Despite being ‘brothers’ at Medmenham, Wilkes (who was a Whig) and Bute were arch political enemies. In fact Wilkes’ most well-known campaign involved a series of newspaper articles criticising Bute and the King which landed him in court. Wilkes won the case and, having become associated with the popular mood, rode on a wave of mass support from which derived one of the most enduring political chants in British history; ‘Wilkes and Liberty’
Wilkes attempted to replace Bute as prime minister by leaking the secrets of the Franciscans, their satanic rituals and Bute’s participation. Wilkes was initially successful and Bute was forced out of office following street demonstrations against his misrule. From there on however Wilkes’ plan began to unravel as one by one all the members of the club were revealed including Wilkes himself. Dashwood’s enterprise went into a terminal decline despite valiant attempts by its founder to keep it going whilst Wilkes was forced into exile.
Bute continued to exert some influence in court circles and eventually died in 1792.

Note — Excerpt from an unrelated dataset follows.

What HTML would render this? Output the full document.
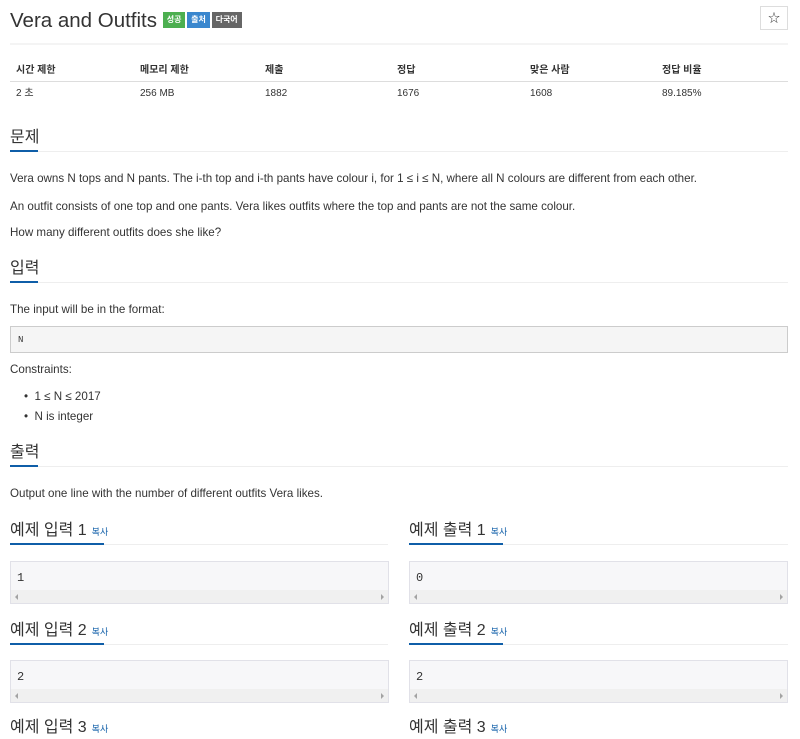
<!DOCTYPE html>
<html><head><meta charset="utf-8"><style>
*{margin:0;padding:0;box-sizing:border-box}
body{width:800px;height:726px;overflow:hidden;background:#fff;position:relative;font-family:"Liberation Sans","Noto Sans CJK KR",sans-serif;color:#333;font-size:12px}
.a{position:absolute;white-space:nowrap;line-height:1.2}
.h{font-size:16px;color:#333;line-height:20px}
.ul{position:absolute;height:1px;background:#eee}
.bl{position:absolute;height:2px;background:#0f5ea8}
.p{font-size:11.6px;color:#333;line-height:14px}
.box{position:absolute;background:#f7f7f9;border:1px solid #e1e1e8}
.box .sb{position:absolute;left:0;right:0;bottom:0;height:13px;background:#f0f0f0}
.box .t{position:absolute;left:6px;top:9px;font-family:"Liberation Mono",monospace;font-size:12px;color:#333}
.arl,.arr{position:absolute;bottom:3px;width:0;height:0;border-top:3px solid transparent;border-bottom:3px solid transparent}
.arl{left:4px;border-right:3px solid #a3a3a3}
.arr{right:4px;border-left:3px solid #a3a3a3}
.cp{font-size:9px;color:#0f5ea8;margin-left:5px}
.lb{display:inline-block;font-size:8px;color:#fff;padding:0 4px;height:16px;line-height:16px;vertical-align:middle;font-weight:bold}
.th{font-size:10px;font-weight:bold;line-height:12px}
.td{font-size:10px;line-height:12px}
</style></head><body>
<div class="a" style="left:10px;top:8px;font-size:20.5px;line-height:26px;color:#333">Vera and Outfits <span class="lb" style="background:#4caf50;position:relative;top:-2px">성공</span> <span class="lb" style="background:#3a87ce;position:relative;top:-2px;margin-left:-4px">출처</span> <span class="lb" style="background:#666;position:relative;top:-2px;margin-left:-4px">다국어</span></div>
<div class="a" style="left:760px;top:6px;width:28px;height:24px;border:1px solid #ddd;text-align:center;line-height:22px;font-size:12px">☆</div>
<div class="ul" style="left:10px;width:778px;top:43px;height:2px;background:#f4f4f4"></div>

<div class="a th" style="left:16px;top:65px">시간 제한</div>
<div class="a th" style="left:140px;top:65px">메모리 제한</div>
<div class="a th" style="left:265px;top:65px">제출</div>
<div class="a th" style="left:397px;top:65px">정답</div>
<div class="a th" style="left:530px;top:65px">맞은 사람</div>
<div class="a th" style="left:662px;top:65px">정답 비율</div>
<div class="ul" style="left:10px;width:778px;top:81px;height:1px;background:#ddd"></div>
<div class="a td" style="left:16px;top:88px">2 초</div>
<div class="a td" style="left:140px;top:88px">256 MB</div>
<div class="a td" style="left:265px;top:88px">1882</div>
<div class="a td" style="left:397px;top:88px">1676</div>
<div class="a td" style="left:530px;top:88px">1608</div>
<div class="a td" style="left:662px;top:88px">89.185%</div>

<div class="a h" style="left:10px;top:128px">문제</div>
<div class="ul" style="left:10px;width:778px;top:151px"></div>
<div class="bl" style="left:10px;width:28px;top:150px"></div>
<div class="a p" style="left:10px;top:172px">Vera owns N tops and N pants. The i-th top and i-th pants have colour i, for 1 ≤ i ≤ N, where all N colours are different from each other.</div>
<div class="a p" style="left:10px;top:200px">An outfit consists of one top and one pants. Vera likes outfits where the top and pants are not the same colour.</div>
<div class="a p" style="left:10px;top:226px">How many different outfits does she like?</div>

<div class="a h" style="left:10px;top:259px">입력</div>
<div class="ul" style="left:10px;width:778px;top:282px"></div>
<div class="bl" style="left:10px;width:28px;top:281px"></div>
<div class="a p" style="left:10px;top:303px">The input will be in the format:</div>
<div class="a" style="left:10px;top:326px;width:778px;height:27px;background:#f5f5f5;border:1px solid #ccc"><span style="position:absolute;left:7px;top:8px;font-family:'Liberation Mono',monospace;font-size:9px">N</span></div>
<div class="a p" style="left:10px;top:363px">Constraints:</div>
<div class="a p" style="left:24px;top:390px">•&nbsp;&nbsp;1 ≤ N ≤ 2017</div>
<div class="a p" style="left:24px;top:410px">•&nbsp;&nbsp;N is integer</div>

<div class="a h" style="left:10px;top:443px">출력</div>
<div class="ul" style="left:10px;width:778px;top:466px"></div>
<div class="bl" style="left:10px;width:28px;top:465px"></div>
<div class="a p" style="left:10px;top:487px">Output one line with the number of different outfits Vera likes.</div>

<div class="a h" style="left:10px;top:521px">예제 입력 1<span class="cp">복사</span></div>
<div class="ul" style="left:10px;width:378px;top:544px"></div>
<div class="bl" style="left:10px;width:94px;top:543px"></div>
<div class="box" style="left:10px;top:561px;width:379px;height:43px"><span class="t">1</span><div class="sb"></div><i class="arl"></i><i class="arr"></i></div>

<div class="a h" style="left:409px;top:521px">예제 출력 1<span class="cp">복사</span></div>
<div class="ul" style="left:409px;width:379px;top:544px"></div>
<div class="bl" style="left:409px;width:94px;top:543px"></div>
<div class="box" style="left:409px;top:561px;width:379px;height:43px"><span class="t">0</span><div class="sb"></div><i class="arl"></i><i class="arr"></i></div>

<div class="a h" style="left:10px;top:621px">예제 입력 2<span class="cp">복사</span></div>
<div class="ul" style="left:10px;width:378px;top:644px"></div>
<div class="bl" style="left:10px;width:94px;top:643px"></div>
<div class="box" style="left:10px;top:660px;width:379px;height:43px"><span class="t">2</span><div class="sb"></div><i class="arl"></i><i class="arr"></i></div>

<div class="a h" style="left:409px;top:621px">예제 출력 2<span class="cp">복사</span></div>
<div class="ul" style="left:409px;width:379px;top:644px"></div>
<div class="bl" style="left:409px;width:94px;top:643px"></div>
<div class="box" style="left:409px;top:660px;width:379px;height:43px"><span class="t">2</span><div class="sb"></div><i class="arl"></i><i class="arr"></i></div>

<div class="a h" style="left:10px;top:718px">예제 입력 3<span class="cp">복사</span></div>
<div class="a h" style="left:409px;top:718px">예제 출력 3<span class="cp">복사</span></div>
</body></html>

Apart from in the warped perceptions of evangelical Christians who view anything remotely new age (including Druidry) as Satanic, there is little to connect the Satanism of the Order of St. Francis with the Druids except for the rather embarrassing (for contemporary Druids) historical evidence that the ancient Druids practised human sacrifice, something Satanists are perennially accused of. There was however a significant over-lap in the membership of the Order of St. Francis and other Hell Fire Clubs of the time and Freemasonry. Dashwood and Wilkes were both Masons as were other famous ‘Franciscans’; the American Benjamin Franklin and the artist William Hogarth. It seems clear that the Hell Fire Clubs were born out of the same eighteenth century ‘club mania’ that fuelled the Druid revival and the institutionalisation of Freemasonry, through the creation of Grand Lodge, that we have already referred to.